## Dataset records

========================================================================

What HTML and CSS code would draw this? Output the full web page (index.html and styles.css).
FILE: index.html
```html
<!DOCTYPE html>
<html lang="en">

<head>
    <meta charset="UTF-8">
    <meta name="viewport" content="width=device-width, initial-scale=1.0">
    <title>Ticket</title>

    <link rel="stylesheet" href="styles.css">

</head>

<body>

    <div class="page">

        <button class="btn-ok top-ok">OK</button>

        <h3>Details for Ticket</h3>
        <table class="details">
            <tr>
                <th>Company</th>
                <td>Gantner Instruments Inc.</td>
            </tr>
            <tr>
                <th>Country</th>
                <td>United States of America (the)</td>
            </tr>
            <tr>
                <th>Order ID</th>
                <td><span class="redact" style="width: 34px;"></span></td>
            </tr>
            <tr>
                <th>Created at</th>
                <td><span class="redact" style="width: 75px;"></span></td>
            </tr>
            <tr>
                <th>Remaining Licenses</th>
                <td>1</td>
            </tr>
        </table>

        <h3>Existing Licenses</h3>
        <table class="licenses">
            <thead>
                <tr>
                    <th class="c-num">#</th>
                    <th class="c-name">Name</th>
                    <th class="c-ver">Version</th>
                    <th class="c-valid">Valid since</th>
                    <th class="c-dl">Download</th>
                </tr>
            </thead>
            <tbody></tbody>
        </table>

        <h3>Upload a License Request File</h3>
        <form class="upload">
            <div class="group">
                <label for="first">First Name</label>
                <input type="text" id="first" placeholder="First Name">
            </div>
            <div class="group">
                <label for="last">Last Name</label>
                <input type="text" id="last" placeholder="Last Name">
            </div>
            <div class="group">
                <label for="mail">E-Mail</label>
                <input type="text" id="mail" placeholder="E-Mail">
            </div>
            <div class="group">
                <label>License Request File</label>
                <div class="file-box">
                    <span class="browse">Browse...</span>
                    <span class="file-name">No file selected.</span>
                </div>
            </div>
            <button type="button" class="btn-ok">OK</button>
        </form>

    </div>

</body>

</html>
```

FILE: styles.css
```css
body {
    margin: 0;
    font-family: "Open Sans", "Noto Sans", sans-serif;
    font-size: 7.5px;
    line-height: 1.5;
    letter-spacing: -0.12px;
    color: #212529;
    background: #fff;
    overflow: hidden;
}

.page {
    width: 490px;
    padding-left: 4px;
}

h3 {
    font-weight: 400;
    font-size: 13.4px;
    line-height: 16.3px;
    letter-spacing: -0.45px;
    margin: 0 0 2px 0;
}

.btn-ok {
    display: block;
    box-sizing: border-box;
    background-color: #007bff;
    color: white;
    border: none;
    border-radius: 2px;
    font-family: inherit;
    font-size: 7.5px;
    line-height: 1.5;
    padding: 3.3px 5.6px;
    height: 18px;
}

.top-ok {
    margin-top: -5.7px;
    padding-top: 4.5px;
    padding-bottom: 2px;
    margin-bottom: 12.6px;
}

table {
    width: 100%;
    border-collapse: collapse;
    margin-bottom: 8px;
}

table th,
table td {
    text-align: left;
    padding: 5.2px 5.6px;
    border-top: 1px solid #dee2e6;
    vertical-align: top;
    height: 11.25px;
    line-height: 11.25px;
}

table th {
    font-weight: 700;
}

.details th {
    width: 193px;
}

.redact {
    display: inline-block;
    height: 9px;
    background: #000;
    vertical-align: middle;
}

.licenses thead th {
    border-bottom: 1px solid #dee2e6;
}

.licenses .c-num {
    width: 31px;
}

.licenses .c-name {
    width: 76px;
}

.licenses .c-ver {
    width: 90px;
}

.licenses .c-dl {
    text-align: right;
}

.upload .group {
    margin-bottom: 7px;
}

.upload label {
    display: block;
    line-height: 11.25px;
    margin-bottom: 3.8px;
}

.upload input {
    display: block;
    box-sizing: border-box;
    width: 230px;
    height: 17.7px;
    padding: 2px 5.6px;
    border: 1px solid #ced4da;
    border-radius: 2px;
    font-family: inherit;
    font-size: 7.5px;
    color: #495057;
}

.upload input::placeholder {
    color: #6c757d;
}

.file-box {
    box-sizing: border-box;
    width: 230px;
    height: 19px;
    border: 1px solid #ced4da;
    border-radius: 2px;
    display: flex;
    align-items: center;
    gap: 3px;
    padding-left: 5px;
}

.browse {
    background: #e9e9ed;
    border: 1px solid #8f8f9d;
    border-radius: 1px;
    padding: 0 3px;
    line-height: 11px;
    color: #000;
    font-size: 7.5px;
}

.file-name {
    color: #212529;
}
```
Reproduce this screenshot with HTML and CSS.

========================================================================

## WHAT YOU ARE ASKED TO DO
Exactly as shown above, return every record.

## SOLUTION
What HTML and CSS code would draw this? Output the full web page (index.html and styles.css).
FILE: index.html
```html
<!DOCTYPE html>
<html lang="en">

<head>
    <meta charset="UTF-8">
    <meta name="viewport" content="width=device-width, initial-scale=1.0">
    <title>Ticket</title>

    <link rel="stylesheet" href="styles.css">

</head>

<body>

    <div class="page">

        <button class="btn-ok top-ok">OK</button>

        <h3>Details for Ticket</h3>
        <table class="details">
            <tr>
                <th>Company</th>
                <td>Gantner Instruments Inc.</td>
            </tr>
            <tr>
                <th>Country</th>
                <td>United States of America (the)</td>
            </tr>
            <tr>
                <th>Order ID</th>
                <td><span class="redact" style="width: 34px;"></span></td>
            </tr>
            <tr>
                <th>Created at</th>
                <td><span class="redact" style="width: 75px;"></span></td>
            </tr>
            <tr>
                <th>Remaining Licenses</th>
                <td>1</td>
            </tr>
        </table>

        <h3>Existing Licenses</h3>
        <table class="licenses">
            <thead>
                <tr>
                    <th class="c-num">#</th>
                    <th class="c-name">Name</th>
                    <th class="c-ver">Version</th>
                    <th class="c-valid">Valid since</th>
                    <th class="c-dl">Download</th>
                </tr>
            </thead>
            <tbody></tbody>
        </table>

        <h3>Upload a License Request File</h3>
        <form class="upload">
            <div class="group">
                <label for="first">First Name</label>
                <input type="text" id="first" placeholder="First Name">
            </div>
            <div class="group">
                <label for="last">Last Name</label>
                <input type="text" id="last" placeholder="Last Name">
            </div>
            <div class="group">
                <label for="mail">E-Mail</label>
                <input type="text" id="mail" placeholder="E-Mail">
            </div>
            <div class="group">
                <label>License Request File</label>
                <div class="file-box">
                    <span class="browse">Browse...</span>
                    <span class="file-name">No file selected.</span>
                </div>
            </div>
            <button type="button" class="btn-ok">OK</button>
        </form>

    </div>

</body>

</html>
```

FILE: styles.css
```css
body {
    margin: 0;
    font-family: "Open Sans", "Noto Sans", sans-serif;
    font-size: 7.5px;
    line-height: 1.5;
    letter-spacing: -0.12px;
    color: #212529;
    background: #fff;
    overflow: hidden;
}

.page {
    width: 490px;
    padding-left: 4px;
}

h3 {
    font-weight: 400;
    font-size: 13.4px;
    line-height: 16.3px;
    letter-spacing: -0.45px;
    margin: 0 0 2px 0;
}

.btn-ok {
    display: block;
    box-sizing: border-box;
    background-color: #007bff;
    color: white;
    border: none;
    border-radius: 2px;
    font-family: inherit;
    font-size: 7.5px;
    line-height: 1.5;
    padding: 3.3px 5.6px;
    height: 18px;
}

.top-ok {
    margin-top: -5.7px;
    padding-top: 4.5px;
    padding-bottom: 2px;
    margin-bottom: 12.6px;
}

table {
    width: 100%;
    border-collapse: collapse;
    margin-bottom: 8px;
}

table th,
table td {
    text-align: left;
    padding: 5.2px 5.6px;
    border-top: 1px solid #dee2e6;
    vertical-align: top;
    height: 11.25px;
    line-height: 11.25px;
}

table th {
    font-weight: 700;
}

.details th {
    width: 193px;
}

.redact {
    display: inline-block;
    height: 9px;
    background: #000;
    vertical-align: middle;
}

.licenses thead th {
    border-bottom: 1px solid #dee2e6;
}

.licenses .c-num {
    width: 31px;
}

.licenses .c-name {
    width: 76px;
}

.licenses .c-ver {
    width: 90px;
}

.licenses .c-dl {
    text-align: right;
}

.upload .group {
    margin-bottom: 7px;
}

.upload label {
    display: block;
    line-height: 11.25px;
    margin-bottom: 3.8px;
}

.upload input {
    display: block;
    box-sizing: border-box;
    width: 230px;
    height: 17.7px;
    padding: 2px 5.6px;
    border: 1px solid #ced4da;
    border-radius: 2px;
    font-family: inherit;
    font-size: 7.5px;
    color: #495057;
}

.upload input::placeholder {
    color: #6c757d;
}

.file-box {
    box-sizing: border-box;
    width: 230px;
    height: 19px;
    border: 1px solid #ced4da;
    border-radius: 2px;
    display: flex;
    align-items: center;
    gap: 3px;
    padding-left: 5px;
}

.browse {
    background: #e9e9ed;
    border: 1px solid #8f8f9d;
    border-radius: 1px;
    padding: 0 3px;
    line-height: 11px;
    color: #000;
    font-size: 7.5px;
}

.file-name {
    color: #212529;
}
```
Reproduce this screenshot with HTML and CSS.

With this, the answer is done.